* _Work to complete_
Lift out all lines below that contain "screenshot".

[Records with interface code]
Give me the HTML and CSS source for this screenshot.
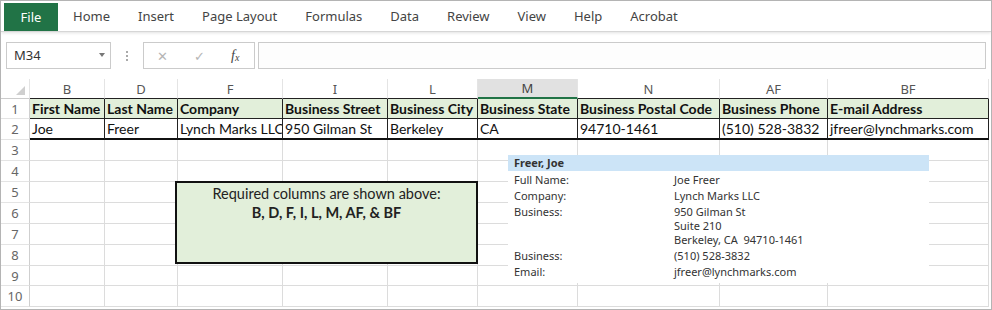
FILE: index.html
```html
<!DOCTYPE html>
<html>
<head>
    <title>Contacts export - required columns</title>
    <meta charset="utf-8">
    <link rel="stylesheet" href="styles.css">
</head>
<body>
<div class="window">
    <div class="ribbon">
        <span class="tab tab-file">File</span>
        <span class="tab">Home</span>
        <span class="tab">Insert</span>
        <span class="tab">Page Layout</span>
        <span class="tab">Formulas</span>
        <span class="tab">Data</span>
        <span class="tab">Review</span>
        <span class="tab">View</span>
        <span class="tab">Help</span>
        <span class="tab">Acrobat</span>
    </div>

    <div class="formula-bar">
        <div class="name-box">M34<span class="caret"></span></div>
        <div class="grip"><span></span><span></span><span></span></div>
        <div class="fx-buttons">
            <span class="fx-cancel">✕</span>
            <span class="fx-enter">✓</span>
            <span class="fx-func">f<sub>x</sub></span>
        </div>
        <div class="formula-input"></div>
    </div>

    <div class="sheet">
        <div class="grid">
            <!-- column headers -->
            <div class="hd corner"><svg width="9" height="9" viewBox="0 0 9 9"><polygon points="9,0 9,9 0,9" fill="#cfcfcf"/></svg></div>
            <div class="hd">B</div>
            <div class="hd">D</div>
            <div class="hd">F</div>
            <div class="hd">I</div>
            <div class="hd">L</div>
            <div class="hd sel">M</div>
            <div class="hd">N</div>
            <div class="hd">AF</div>
            <div class="hd">BF</div>

            <!-- row 1 -->
            <div class="rh">1</div>
            <div class="c r1">First Name</div>
            <div class="c r1">Last Name</div>
            <div class="c r1">Company</div>
            <div class="c r1">Business Street</div>
            <div class="c r1">Business City</div>
            <div class="c r1">Business State</div>
            <div class="c r1">Business Postal Code</div>
            <div class="c r1">Business Phone</div>
            <div class="c r1">E-mail Address</div>

            <!-- row 2 -->
            <div class="rh">2</div>
            <div class="c r2">Joe</div>
            <div class="c r2">Freer</div>
            <div class="c r2">Lynch Marks LLC</div>
            <div class="c r2">950 Gilman St</div>
            <div class="c r2">Berkeley</div>
            <div class="c r2">CA</div>
            <div class="c r2">94710-1461</div>
            <div class="c r2">(510) 528-3832</div>
            <div class="c r2">jfreer@lynchmarks.com</div>

            <div class="rh">3</div>
            <div class="c"></div><div class="c"></div><div class="c"></div><div class="c"></div><div class="c"></div><div class="c"></div><div class="c"></div><div class="c"></div><div class="c"></div>
            <div class="rh">4</div>
            <div class="c"></div><div class="c"></div><div class="c"></div><div class="c"></div><div class="c"></div><div class="c"></div><div class="c"></div><div class="c"></div><div class="c"></div>
            <div class="rh">5</div>
            <div class="c"></div><div class="c"></div><div class="c"></div><div class="c"></div><div class="c"></div><div class="c"></div><div class="c"></div><div class="c"></div><div class="c"></div>
            <div class="rh">6</div>
            <div class="c"></div><div class="c"></div><div class="c"></div><div class="c"></div><div class="c"></div><div class="c"></div><div class="c"></div><div class="c"></div><div class="c"></div>
            <div class="rh">7</div>
            <div class="c"></div><div class="c"></div><div class="c"></div><div class="c"></div><div class="c"></div><div class="c"></div><div class="c"></div><div class="c"></div><div class="c"></div>
            <div class="rh">8</div>
            <div class="c"></div><div class="c"></div><div class="c"></div><div class="c"></div><div class="c"></div><div class="c"></div><div class="c"></div><div class="c"></div><div class="c"></div>
            <div class="rh">9</div>
            <div class="c"></div><div class="c"></div><div class="c"></div><div class="c"></div><div class="c"></div><div class="c"></div><div class="c"></div><div class="c"></div><div class="c"></div>
            <div class="rh">10</div>
            <div class="c"></div><div class="c"></div><div class="c"></div><div class="c"></div><div class="c"></div><div class="c"></div><div class="c"></div><div class="c"></div><div class="c"></div>
        </div>

        <div class="note">
            <div>Required columns are shown above:</div>
            <div class="note-cols">B, D, F, I, L, M, AF, &amp; BF</div>
        </div>

        <div class="card">
            <div class="card-title">Freer, Joe</div>
            <div class="card-body">
                <span>Full Name:</span><span>Joe Freer</span>
                <span>Company:</span><span>Lynch Marks LLC</span>
                <span>Business:</span><span>950 Gilman St<br>Suite 210<br>Berkeley, CA&nbsp; 94710-1461</span>
                <span>Business:</span><span>(510) 528-3832</span>
                <span>Email:</span><span>jfreer@lynchmarks.com</span>
            </div>
        </div>
    </div>
</div>
</body>
</html>
```

FILE: styles.css
```css
body {
    margin: 0;
    font-family: "Noto Sans", sans-serif;
    background-color: #fff;
}

.window {
    width: 992px;
    height: 310px;
    box-sizing: border-box;
    border: 1px solid #b4b4b4;
    overflow: hidden;
}

/* ribbon tabs */
.ribbon {
    height: 30px;
    display: flex;
    padding-left: 3px;
    border-bottom: 1px solid #d6d6d6;
    box-shadow: 0 1px 3px rgba(0, 0, 0, 0.12);
}

.tab {
    display: flex;
    align-items: center;
    padding: 0 14px;
    font-size: 13px;
    color: #444;
}

.tab-file {
    width: 54px;
    margin-top: 2px;
    margin-right: 1px;
    padding: 0;
    justify-content: center;
    background-color: #217346;
    color: #fff;
}

/* formula bar */
.formula-bar {
    display: flex;
    height: 27px;
    margin-top: 10px;
    padding-left: 5px;
}

.name-box {
    position: relative;
    width: 105px;
    box-sizing: border-box;
    border: 1px solid #cbcbcb;
    padding-left: 7px;
    font-size: 13px;
    line-height: 25px;
    color: #333;
}

.caret {
    position: absolute;
    right: 5px;
    top: 10px;
    border-left: 3px solid transparent;
    border-right: 3px solid transparent;
    border-top: 4px solid #777;
}

.grip {
    width: 32px;
    display: flex;
    flex-direction: column;
    align-items: center;
    justify-content: center;
    gap: 2px;
}

.grip span {
    width: 2px;
    height: 2px;
    background-color: #aaa;
}

.fx-buttons {
    width: 112px;
    box-sizing: border-box;
    border: 1px solid #cbcbcb;
    display: flex;
    align-items: center;
    font-size: 13px;
}

.fx-cancel {
    margin-left: 13px;
    color: #b5b5b5;
}

.fx-enter {
    margin-left: 26px;
    color: #b5b5b5;
}

.fx-func {
    margin-left: 26px;
    font-family: "Liberation Serif", serif;
    font-style: italic;
    font-size: 14px;
    color: #444;
}

.fx-func sub {
    font-size: 10px;
    vertical-align: -1px;
}

.formula-input {
    width: 728px;
    margin-left: 3px;
    box-sizing: border-box;
    border: 1px solid #cbcbcb;
    background-color: #fdfdfd;
}

/* worksheet */
.sheet {
    position: relative;
    margin-top: 10px;
}

.grid {
    display: grid;
    grid-template-columns: 29px 75px 73px 105px 105px 90px 100px 142px 108px 161px;
    grid-template-rows: 20px 20px 21px 21px 21px 21px 21px 21px 21px 20px 21px;
}

.grid > div {
    box-sizing: border-box;
    border-right: 1px solid #dcdcdc;
    border-bottom: 1px solid #dcdcdc;
}

.hd {
    display: flex;
    align-items: center;
    justify-content: center;
    font-size: 13px;
    color: #555;
    border-right-color: #e4e4e4 !important;
    border-bottom-color: #222 !important;
}

.hd.corner {
    align-items: flex-end;
    justify-content: flex-end;
    padding: 0 4px 3px 0;
    border-bottom-color: #ccc !important;
}

.hd.sel {
    background-color: #e1e1e1;
    color: #444;
    border-bottom: 2px solid #217346 !important;
}

.rh {
    display: flex;
    align-items: center;
    justify-content: center;
    font-size: 13px;
    color: #666;
    border-right-color: #cfcfcf !important;
    border-bottom-color: #e4e4e4 !important;
}

.c {
    display: flex;
    align-items: center;
    padding-left: 2px;
    font-family: "Lato", sans-serif;
    font-size: 14px;
    color: #111;
    white-space: nowrap;
    overflow: hidden;
}

.r1 {
    background-color: #e2efda;
    font-weight: bold;
    border-right-color: #222 !important;
    border-bottom-color: #222 !important;
}

.r2 {
    border-right-color: #222 !important;
    border-bottom: 2px solid #111 !important;
}

/* text box over the grid */
.note {
    position: absolute;
    left: 174px;
    top: 102px;
    width: 303px;
    height: 83px;
    box-sizing: border-box;
    border: 2px solid #111;
    background-color: #e2efda;
    padding-top: 1px;
    text-align: center;
    font-family: "Lato", sans-serif;
    font-size: 14.5px;
    line-height: 19px;
    color: #222;
}

.note-cols {
    font-weight: bold;
}

/* contact card pasted over the grid */
.card {
    position: absolute;
    left: 507px;
    top: 76px;
    width: 421px;
    height: 128px;
    background-color: #fff;
    font-size: 11px;
    color: #333;
}

.card-title {
    height: 16px;
    line-height: 16px;
    padding-left: 6px;
    background-color: #cce4f7;
    font-weight: bold;
}

.card-body {
    display: grid;
    grid-template-columns: 160px 1fr;
    row-gap: 2px;
    padding: 2px 6px;
    line-height: 14px;
}
```
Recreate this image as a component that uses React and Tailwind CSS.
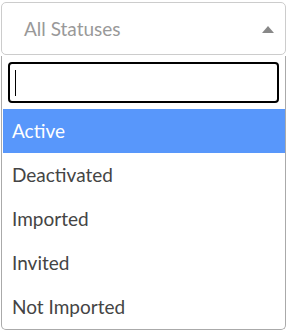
export default function App() {
  const items = ["Active", "Deactivated", "Imported", "Invited", "Not Imported"];
  return (
    <div className="w-[288px] h-[333px] bg-white pl-[1px] pt-[2px]" style={{ fontFamily: "Lato, 'Noto Sans', sans-serif" }}>
      <div className="w-[285px]">
        <div className="h-[53px] border border-[#cccccc] rounded-[5px] flex items-center pl-[22px] pr-[11px] bg-white">
          <span className="flex-1 text-[19px] text-[#999999] leading-none">All Statuses</span>
          <svg width="12" height="7" viewBox="0 0 12 7" className="mt-[1px]">
            <polygon points="0,7 12,7 6,0" fill="#888888" />
          </svg>
        </div>
        <div className="mt-[1px] border border-t-0 border-[#aaaaaa] rounded-b-[5px] bg-white pt-[6px]">
          <div className="px-[6px] pb-[6px]">
            <div className="h-[41px] border-2 border-black rounded-[4px] flex items-center pl-[5px]">
              <span className="w-[1px] h-[26px] bg-black" />
            </div>
          </div>
          <div className="pl-[1px]">
            {items.map((t, i) => (
              <div
                key={t}
                className={
                  i === 0
                    ? "h-[44px] flex items-center pl-[9px] bg-[#5897fb] text-white text-[19px]"
                    : "h-[44px] flex items-center pl-[9px] text-[#444444] text-[19px]"
                }
              >
                {t}
              </div>
            ))}
          </div>
        </div>
      </div>
    </div>
  );
}
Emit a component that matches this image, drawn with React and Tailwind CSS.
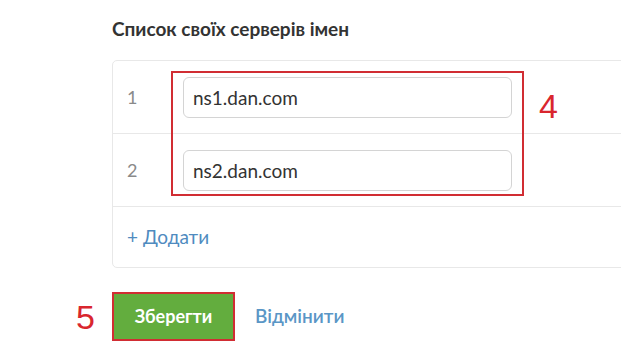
import React from 'react';

const servers = ['ns1.dan.com', 'ns2.dan.com'];

const ServerRow = ({ index, value }) => (
  <div className="flex items-center h-[73px] border-b border-[#e8e8e8]">
    <div className="w-[70px] pl-[14px] text-[18px] text-[#8a8a8a]">{index}</div>
    <input
      readOnly
      value={value}
      className="w-[329px] h-[41px] px-[9px] rounded-[6px] border border-[#d4d4d4] text-[19px] text-[#333] outline-none bg-white"
    />
  </div>
);

export default function App() {
  return (
    <div className="relative w-[621px] h-[355px] overflow-hidden bg-white font-['Lato','Open_Sans',sans-serif]">
      <div className="pl-[112px] pt-[16px]">
        <h2 className="text-[19px] font-bold text-[#333] leading-[26px]">Список своїх серверів імен</h2>

        <div className="mt-[18px] w-[560px] rounded-[5px] border border-[#e8e8e8]">
          {servers.map((s, i) => (
            <ServerRow key={s} index={i + 1} value={s} />
          ))}
          <div className="h-[60px] flex items-center pl-[14px] text-[19px] text-[#4f8bbf]">
            + Додати
          </div>
        </div>

        <div className="mt-[24px] flex items-center gap-[20px]">
          <button className="w-[123px] h-[49px] bg-[#63ad3e] border-2 border-[#d12d33] text-white font-bold text-[18px]">
            Зберегти
          </button>
          <span className="text-[19px] font-semibold text-[#5a96c6]">Відмінити</span>
        </div>
      </div>

      {/* annotations */}
      <div className="absolute left-[171px] top-[71px] w-[353px] h-[125px] border-2 border-[#d12d33]" />
      <div className="absolute left-[539px] top-[86px] text-[34px] leading-[40px] text-[#d9262e] font-['Liberation_Sans',sans-serif]">4</div>
      <div className="absolute left-[76px] top-[297px] text-[34px] leading-[40px] text-[#d9262e] font-['Liberation_Sans',sans-serif]">5</div>
    </div>
  );
}
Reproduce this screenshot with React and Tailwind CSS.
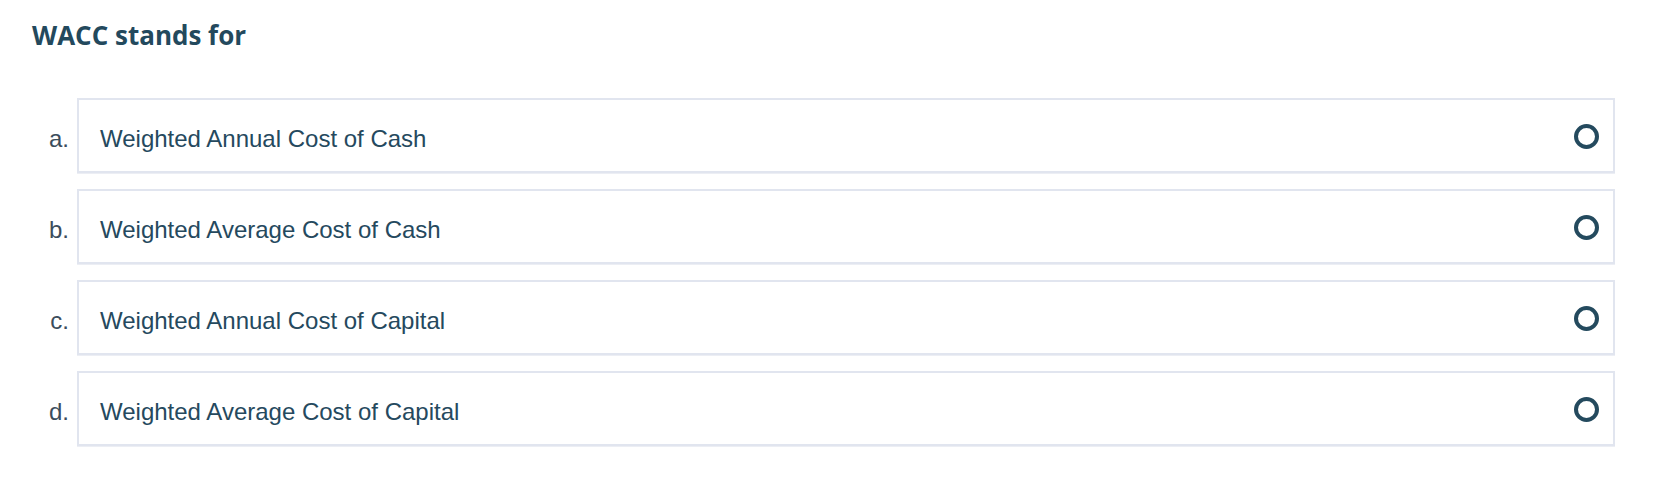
import React from 'react';

const options = [
  { key: 'a.', text: 'Weighted Annual Cost of Cash' },
  { key: 'b.', text: 'Weighted Average Cost of Cash' },
  { key: 'c.', text: 'Weighted Annual Cost of Capital' },
  { key: 'd.', text: 'Weighted Average Cost of Capital' },
];

function Option({ label, text }) {
  return (
    <div className="flex items-center">
      <div className="w-[77px] shrink-0 pr-[8px] pt-[6px] text-right text-[24px] text-[#3b4d5c]">{label}</div>
      <div className="flex h-[75px] flex-1 items-center justify-between border-2 border-[#e1e5ef] bg-white pl-[21px] pr-[14px] shadow-[0_1px_0_#eceef4]">
        <span className="pt-[6px] text-[24px] text-[#25495e]">{text}</span>
        <span className="mt-[2px] h-[25px] w-[25px] rounded-full border-4 border-[#244a5e]" />
      </div>
    </div>
  );
}

export default function App() {
  return (
    <div className="min-h-screen bg-white pr-[54px] font-['Liberation_Sans',Arial,sans-serif]">
      <h1 className="pl-[32px] pt-[18px] font-['Open_Sans',sans-serif] text-[26px] font-bold leading-[34px] text-[#23495d]">
        WACC stands for
      </h1>
      <div className="mt-[46px] flex flex-col gap-[16px]">
        {options.map((o) => (
          <Option key={o.key} label={o.key} text={o.text} />
        ))}
      </div>
    </div>
  );
}
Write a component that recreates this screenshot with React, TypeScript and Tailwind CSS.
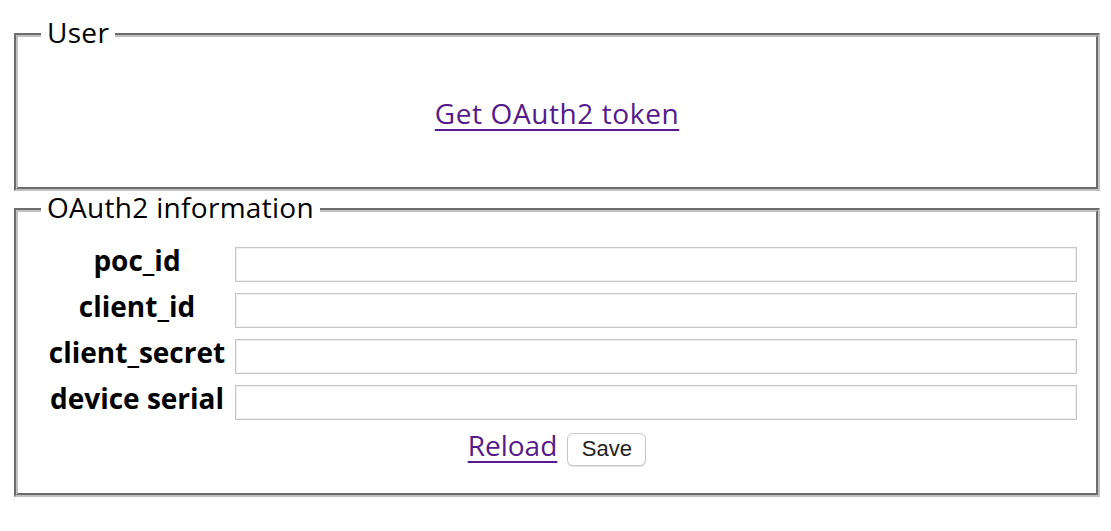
const fields = ['poc_id', 'client_id', 'client_secret', 'device serial'];

const App = () => {
  return (
    <div className="w-full bg-white pt-[18px] pl-[14px] pr-[11px] pb-[30px] font-['Open_Sans','Noto_Sans_CJK_KR',sans-serif] text-[28px] text-black">
      <fieldset className="m-0 p-0 border-[4px] [border-style:groove] border-[#c0c0c0]">
        <legend className="ml-[23px] px-[6px] pb-[6px] leading-[28px] tracking-[0.3px]">User</legend>
        <div className="pt-[47px] pb-[60px] text-center leading-[28px]">
          <a href="#" className="text-[#551a8b] tracking-[0.6px] underline decoration-[2px] underline-offset-[5px]">
            Get OAuth2 token
          </a>
        </div>
      </fieldset>

      <fieldset className="mt-[2px] p-0 border-[4px] [border-style:groove] border-[#c0c0c0]">
        <legend className="ml-[23px] px-[6px] pb-[6px] leading-[28px] tracking-[0.3px]">OAuth2 information</legend>
        <div className="pt-[20px] pb-[27px]">
          <div className="grid grid-cols-[184px_1fr] gap-x-[6px] gap-y-[11px] pl-[27px] pr-[19px] items-start">
            {fields.map((name) => (
              <div key={name} className="contents">
                <div className="text-center font-bold leading-[26px] whitespace-nowrap">{name}</div>
                <input
                  type="text"
                  className="h-[35px] w-full border border-[#c6c6c6] bg-white shadow-[inset_0_0_0_1px_#efefef] outline-none px-2 text-[18px]"
                />
              </div>
            ))}
          </div>
          <div className="mt-[11px] flex justify-center items-baseline gap-[10px]">
            <a href="#" className="leading-[28px] text-[#551a8b] underline decoration-[2px] underline-offset-[5px]">
              Reload
            </a>
            <button className="h-[33px] w-[79px] rounded-[6px] border border-[#c8c8c8] bg-white shadow-[0_1px_1px_rgba(0,0,0,0.12)] text-[22px] leading-[24px] text-[#222] font-['Liberation_Sans',sans-serif]">
              Save
            </button>
          </div>
        </div>
      </fieldset>
    </div>
  );
};

export default App;
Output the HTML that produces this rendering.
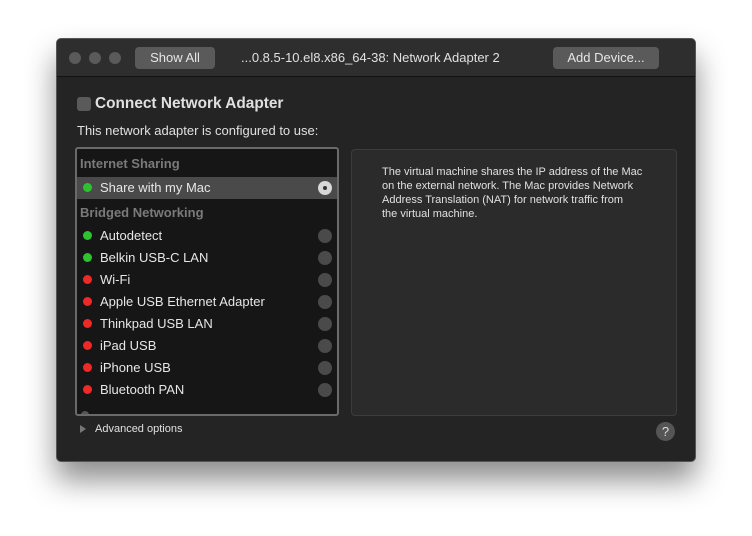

* _Answer to this task_
Give me the HTML and CSS source for this screenshot.
Reproduce this screenshot with React and Tailwind CSS.
Write a component that recreates this screenshot with React, TypeScript and Tailwind CSS.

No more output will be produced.